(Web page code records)
━━━━━━━━━━

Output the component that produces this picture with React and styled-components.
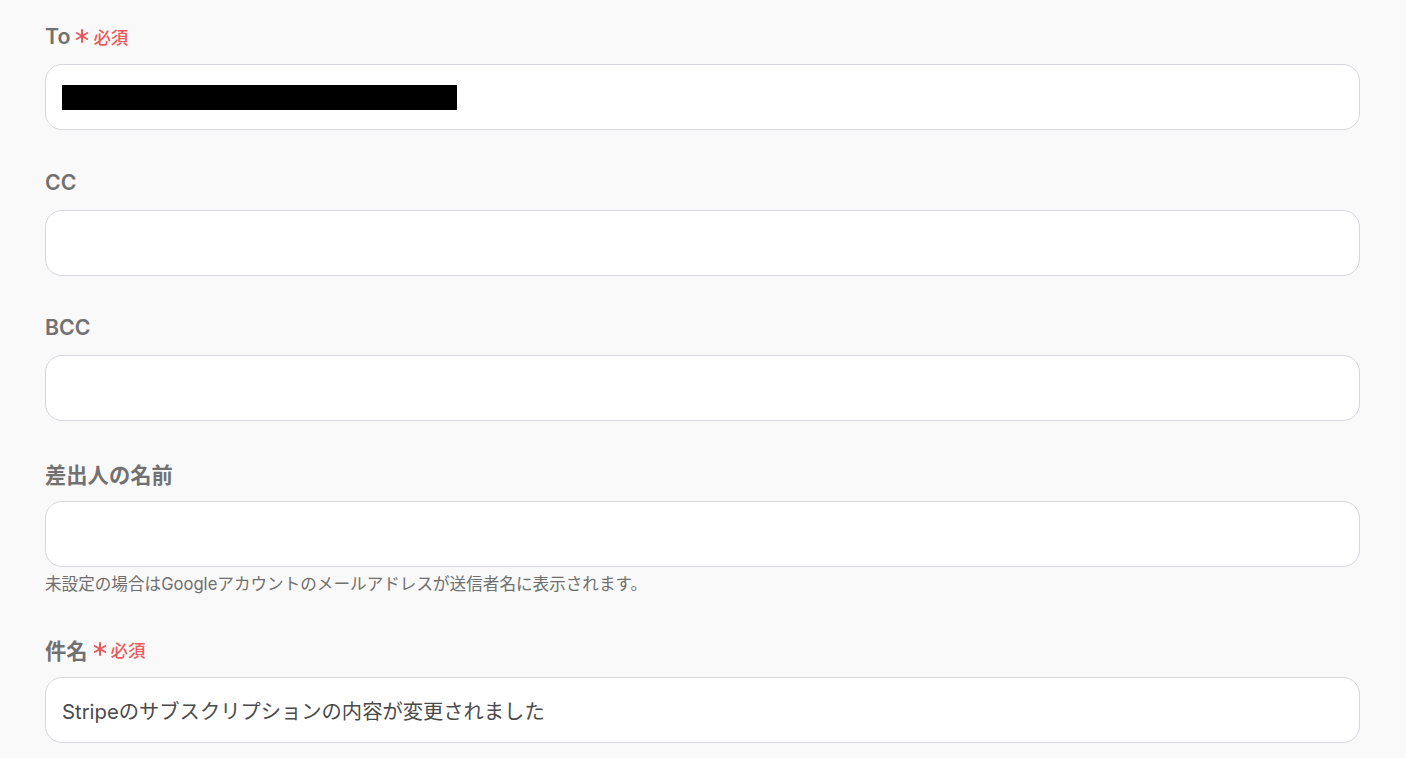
import React from 'react';
import styled, { createGlobalStyle } from 'styled-components';

const GlobalStyle = createGlobalStyle`
  html, body {
    margin: 0;
    padding: 0;
    background: #f9f9f9;
  }
  body {
    font-family: "Inter", "Noto Sans CJK JP", sans-serif;
  }
`;

const Page = styled.div`
  padding: 25px 46px 0 45px;
  display: flex;
  flex-direction: column;
`;

const Field = styled.div`
  display: flex;
  flex-direction: column;
  margin-bottom: ${(p) => p.$gap || 41}px;
`;

const Label = styled.div`
  display: flex;
  align-items: center;
  height: 22px;
  font-size: 21.3px;
  font-weight: 600;
  color: #717171;
  margin-bottom: 17px;
`;

const Required = styled.span`
  display: inline-flex;
  align-items: center;
  margin-left: 5px;
  color: #ea5a5e;
  font-size: 17.5px;
  font-weight: 500;
  gap: 4px;
`;

const Input = styled.div`
  box-sizing: border-box;
  height: 66px;
  background: #fff;
  border: 1px solid #d4d7dd;
  border-radius: 17px;
  padding: 0 16px;
  display: flex;
  align-items: center;
  font-size: 20.3px;
  color: #4a4a4a;
`;

const Redacted = styled.span`
  display: block;
  width: 395px;
  height: 25px;
  background: #000;
`;

const Help = styled.div`
  margin-top: 6px;
  font-size: 16.6px;
  line-height: 22px;
  color: #6f6f6f;
`;

const Star = () => (
  <svg width="14" height="14" viewBox="0 0 14 14">
    <g stroke="#ea5a5e" strokeWidth="2" strokeLinecap="round">
      <line x1="7" y1="1" x2="7" y2="13" />
      <line x1="1.8" y1="4" x2="12.2" y2="10" />
      <line x1="1.8" y1="10" x2="12.2" y2="4" />
    </g>
  </svg>
);

const FieldLabel = ({ text, required }) => (
  <Label>
    {text}
    {required && (
      <Required>
        <Star />
        必須
      </Required>
    )}
  </Label>
);

export default function App() {
  return (
    <>
      <GlobalStyle />
      <Page>
        <Field>
          <FieldLabel text="To" required />
          <Input>
            <Redacted />
          </Input>
        </Field>
        <Field $gap={40}>
          <FieldLabel text="CC" />
          <Input />
        </Field>
        <Field>
          <FieldLabel text="BCC" />
          <Input />
        </Field>
        <Field $gap={43}>
          <FieldLabel text="差出人の名前" />
          <Input />
          <Help>未設定の場合はGoogleアカウントのメールアドレスが送信者名に表示されます。</Help>
        </Field>
        <Field>
          <FieldLabel text="件名" required />
          <Input>Stripeのサブスクリプションの内容が変更されました</Input>
        </Field>
      </Page>
    </>
  );
}
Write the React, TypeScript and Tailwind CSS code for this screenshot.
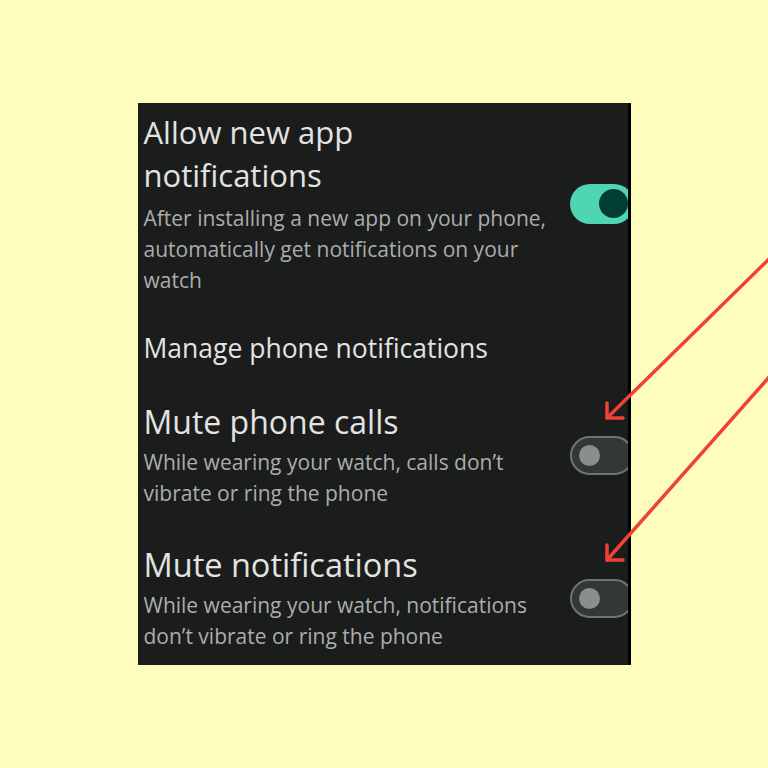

━━━━━━━━━━

[THE EXERCISE]: Return the material exactly as given, apart from the pictures.

[SOLUTION FOR THIS EXERCISE]:
Output the component that produces this picture with React and styled-components.
import React from 'react';
import styled, { createGlobalStyle } from 'styled-components';

const GlobalStyle = createGlobalStyle`
  html, body {
    margin: 0;
    padding: 0;
    background: #f9f9f9;
  }
  body {
    font-family: "Inter", "Noto Sans CJK JP", sans-serif;
  }
`;

const Page = styled.div`
  padding: 25px 46px 0 45px;
  display: flex;
  flex-direction: column;
`;

const Field = styled.div`
  display: flex;
  flex-direction: column;
  margin-bottom: ${(p) => p.$gap || 41}px;
`;

const Label = styled.div`
  display: flex;
  align-items: center;
  height: 22px;
  font-size: 21.3px;
  font-weight: 600;
  color: #717171;
  margin-bottom: 17px;
`;

const Required = styled.span`
  display: inline-flex;
  align-items: center;
  margin-left: 5px;
  color: #ea5a5e;
  font-size: 17.5px;
  font-weight: 500;
  gap: 4px;
`;

const Input = styled.div`
  box-sizing: border-box;
  height: 66px;
  background: #fff;
  border: 1px solid #d4d7dd;
  border-radius: 17px;
  padding: 0 16px;
  display: flex;
  align-items: center;
  font-size: 20.3px;
  color: #4a4a4a;
`;

const Redacted = styled.span`
  display: block;
  width: 395px;
  height: 25px;
  background: #000;
`;

const Help = styled.div`
  margin-top: 6px;
  font-size: 16.6px;
  line-height: 22px;
  color: #6f6f6f;
`;

const Star = () => (
  <svg width="14" height="14" viewBox="0 0 14 14">
    <g stroke="#ea5a5e" strokeWidth="2" strokeLinecap="round">
      <line x1="7" y1="1" x2="7" y2="13" />
      <line x1="1.8" y1="4" x2="12.2" y2="10" />
      <line x1="1.8" y1="10" x2="12.2" y2="4" />
    </g>
  </svg>
);

const FieldLabel = ({ text, required }) => (
  <Label>
    {text}
    {required && (
      <Required>
        <Star />
        必須
      </Required>
    )}
  </Label>
);

export default function App() {
  return (
    <>
      <GlobalStyle />
      <Page>
        <Field>
          <FieldLabel text="To" required />
          <Input>
            <Redacted />
          </Input>
        </Field>
        <Field $gap={40}>
          <FieldLabel text="CC" />
          <Input />
        </Field>
        <Field>
          <FieldLabel text="BCC" />
          <Input />
        </Field>
        <Field $gap={43}>
          <FieldLabel text="差出人の名前" />
          <Input />
          <Help>未設定の場合はGoogleアカウントのメールアドレスが送信者名に表示されます。</Help>
        </Field>
        <Field>
          <FieldLabel text="件名" required />
          <Input>Stripeのサブスクリプションの内容が変更されました</Input>
        </Field>
      </Page>
    </>
  );
}
Write the React, TypeScript and Tailwind CSS code for this screenshot.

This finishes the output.